▶ **Exercise prompt**
Begin the copy with the line that contains "Write the React, TypeScript" and end it with the line that contains "import React from". Print these lines exactly and omit all pictures.

▶ **Entries with page source code**

start

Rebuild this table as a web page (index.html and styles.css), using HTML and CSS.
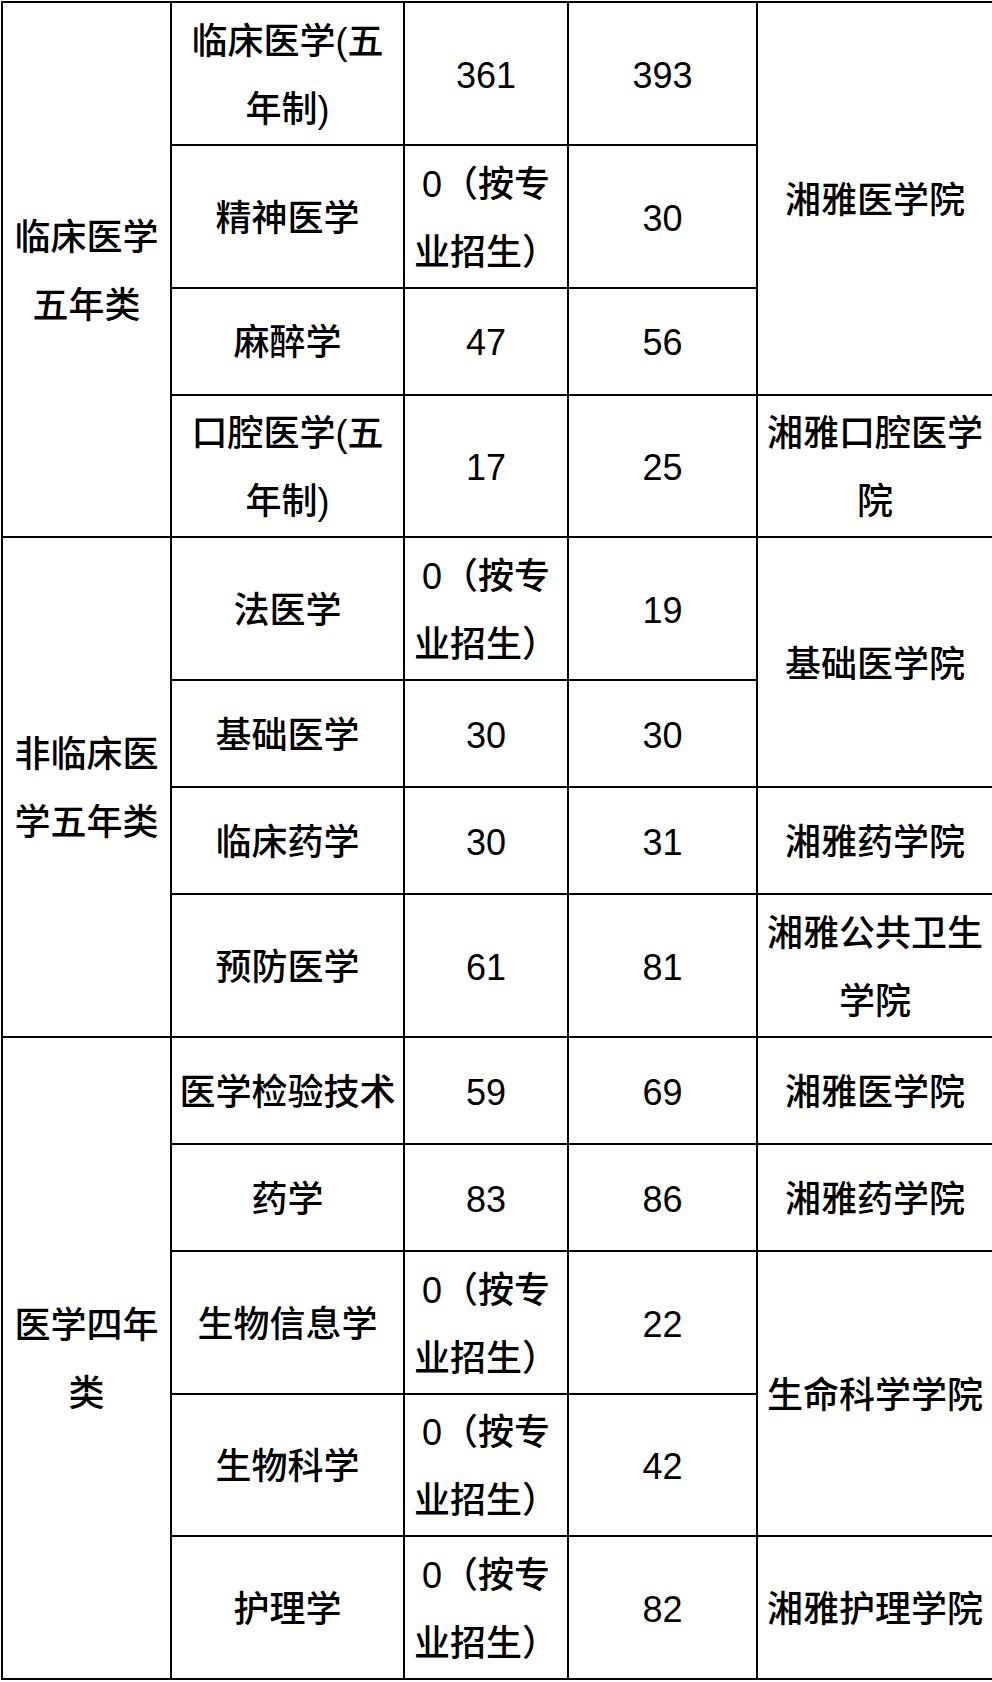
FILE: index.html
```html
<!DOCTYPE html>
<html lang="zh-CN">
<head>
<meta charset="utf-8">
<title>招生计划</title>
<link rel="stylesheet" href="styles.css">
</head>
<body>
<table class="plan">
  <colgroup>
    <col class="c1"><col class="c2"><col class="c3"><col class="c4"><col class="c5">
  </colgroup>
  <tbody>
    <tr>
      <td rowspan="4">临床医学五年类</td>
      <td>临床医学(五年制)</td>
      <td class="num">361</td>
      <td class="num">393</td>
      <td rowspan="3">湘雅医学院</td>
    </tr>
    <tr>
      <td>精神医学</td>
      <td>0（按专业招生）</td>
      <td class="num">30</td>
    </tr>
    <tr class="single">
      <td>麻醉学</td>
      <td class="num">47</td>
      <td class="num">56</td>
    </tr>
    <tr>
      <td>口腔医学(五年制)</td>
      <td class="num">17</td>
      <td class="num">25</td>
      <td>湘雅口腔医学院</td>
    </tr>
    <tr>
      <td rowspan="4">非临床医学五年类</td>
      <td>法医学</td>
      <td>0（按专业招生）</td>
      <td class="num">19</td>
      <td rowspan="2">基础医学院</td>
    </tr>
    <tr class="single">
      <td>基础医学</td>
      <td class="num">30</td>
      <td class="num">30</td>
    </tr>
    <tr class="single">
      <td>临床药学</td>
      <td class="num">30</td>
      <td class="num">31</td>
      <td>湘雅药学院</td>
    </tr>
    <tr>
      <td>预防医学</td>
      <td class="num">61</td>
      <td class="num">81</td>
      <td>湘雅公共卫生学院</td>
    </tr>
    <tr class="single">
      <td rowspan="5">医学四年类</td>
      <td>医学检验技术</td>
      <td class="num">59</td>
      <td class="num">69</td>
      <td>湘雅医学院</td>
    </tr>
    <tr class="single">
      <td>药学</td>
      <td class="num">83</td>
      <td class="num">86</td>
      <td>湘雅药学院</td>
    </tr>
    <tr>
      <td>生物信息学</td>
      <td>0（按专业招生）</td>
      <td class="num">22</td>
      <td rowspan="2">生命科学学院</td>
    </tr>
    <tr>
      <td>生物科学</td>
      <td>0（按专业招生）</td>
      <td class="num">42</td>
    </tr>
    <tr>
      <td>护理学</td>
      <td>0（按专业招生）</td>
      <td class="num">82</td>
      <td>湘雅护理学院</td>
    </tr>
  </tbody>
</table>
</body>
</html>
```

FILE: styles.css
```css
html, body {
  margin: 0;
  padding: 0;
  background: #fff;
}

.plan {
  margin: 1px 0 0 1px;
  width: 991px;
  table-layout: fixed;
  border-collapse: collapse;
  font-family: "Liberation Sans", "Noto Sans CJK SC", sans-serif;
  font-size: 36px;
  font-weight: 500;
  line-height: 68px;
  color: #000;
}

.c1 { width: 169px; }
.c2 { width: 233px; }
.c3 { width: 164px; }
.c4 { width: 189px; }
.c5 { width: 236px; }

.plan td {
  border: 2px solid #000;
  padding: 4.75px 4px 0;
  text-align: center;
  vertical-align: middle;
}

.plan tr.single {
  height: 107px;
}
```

end
start

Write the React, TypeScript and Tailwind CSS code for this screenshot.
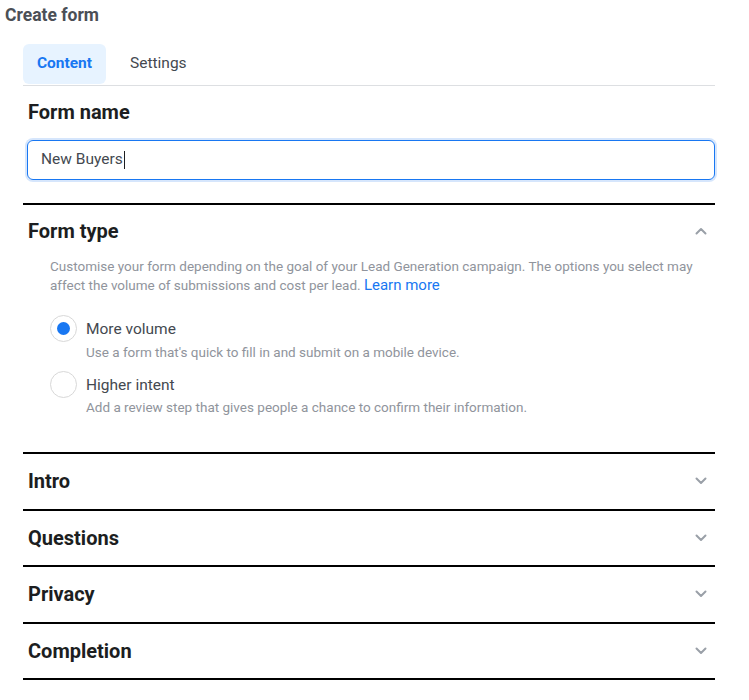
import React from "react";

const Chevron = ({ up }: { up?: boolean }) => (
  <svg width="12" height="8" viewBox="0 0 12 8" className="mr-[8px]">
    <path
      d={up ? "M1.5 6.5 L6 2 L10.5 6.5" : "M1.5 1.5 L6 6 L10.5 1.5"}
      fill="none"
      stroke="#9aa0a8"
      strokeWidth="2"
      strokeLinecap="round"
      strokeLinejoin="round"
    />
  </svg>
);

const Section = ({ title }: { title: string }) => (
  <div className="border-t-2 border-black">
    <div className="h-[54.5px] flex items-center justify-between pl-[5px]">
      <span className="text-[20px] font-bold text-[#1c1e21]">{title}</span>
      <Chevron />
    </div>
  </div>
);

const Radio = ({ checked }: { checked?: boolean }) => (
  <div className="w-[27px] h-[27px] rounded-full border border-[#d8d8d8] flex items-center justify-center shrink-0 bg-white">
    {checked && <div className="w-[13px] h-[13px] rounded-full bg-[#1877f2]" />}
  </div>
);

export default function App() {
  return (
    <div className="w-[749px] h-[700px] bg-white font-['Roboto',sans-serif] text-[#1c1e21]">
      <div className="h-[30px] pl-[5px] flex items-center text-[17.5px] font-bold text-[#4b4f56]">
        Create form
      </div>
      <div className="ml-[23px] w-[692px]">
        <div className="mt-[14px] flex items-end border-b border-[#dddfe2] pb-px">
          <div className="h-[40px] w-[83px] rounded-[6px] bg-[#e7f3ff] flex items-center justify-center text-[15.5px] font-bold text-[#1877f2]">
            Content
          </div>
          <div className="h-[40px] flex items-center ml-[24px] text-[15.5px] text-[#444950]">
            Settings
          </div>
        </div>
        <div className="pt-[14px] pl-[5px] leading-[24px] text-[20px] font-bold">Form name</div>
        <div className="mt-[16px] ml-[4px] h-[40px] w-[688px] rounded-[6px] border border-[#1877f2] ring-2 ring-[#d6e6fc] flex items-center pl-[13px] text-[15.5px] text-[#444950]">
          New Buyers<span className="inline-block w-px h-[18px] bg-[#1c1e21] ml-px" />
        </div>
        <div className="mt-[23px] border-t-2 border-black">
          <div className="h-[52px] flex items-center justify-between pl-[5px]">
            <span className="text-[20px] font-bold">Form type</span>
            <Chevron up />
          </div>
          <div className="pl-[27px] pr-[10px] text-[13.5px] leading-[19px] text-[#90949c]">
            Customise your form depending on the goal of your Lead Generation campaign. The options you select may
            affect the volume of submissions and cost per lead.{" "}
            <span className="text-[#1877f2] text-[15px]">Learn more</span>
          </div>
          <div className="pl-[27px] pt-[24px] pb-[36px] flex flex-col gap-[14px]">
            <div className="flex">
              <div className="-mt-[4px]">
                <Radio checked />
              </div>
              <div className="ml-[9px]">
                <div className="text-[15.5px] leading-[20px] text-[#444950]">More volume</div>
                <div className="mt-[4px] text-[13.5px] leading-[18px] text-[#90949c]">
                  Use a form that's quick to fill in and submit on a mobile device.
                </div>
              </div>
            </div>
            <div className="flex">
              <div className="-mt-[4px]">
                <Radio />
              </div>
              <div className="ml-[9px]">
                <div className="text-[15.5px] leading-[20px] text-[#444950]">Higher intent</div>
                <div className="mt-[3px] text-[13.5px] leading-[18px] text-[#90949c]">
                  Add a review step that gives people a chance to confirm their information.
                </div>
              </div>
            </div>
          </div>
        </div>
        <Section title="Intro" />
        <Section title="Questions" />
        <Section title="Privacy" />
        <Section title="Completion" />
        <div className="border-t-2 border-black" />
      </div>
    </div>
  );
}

end

▶ **Result**
Write the React, TypeScript and Tailwind CSS code for this screenshot.
import React from "react";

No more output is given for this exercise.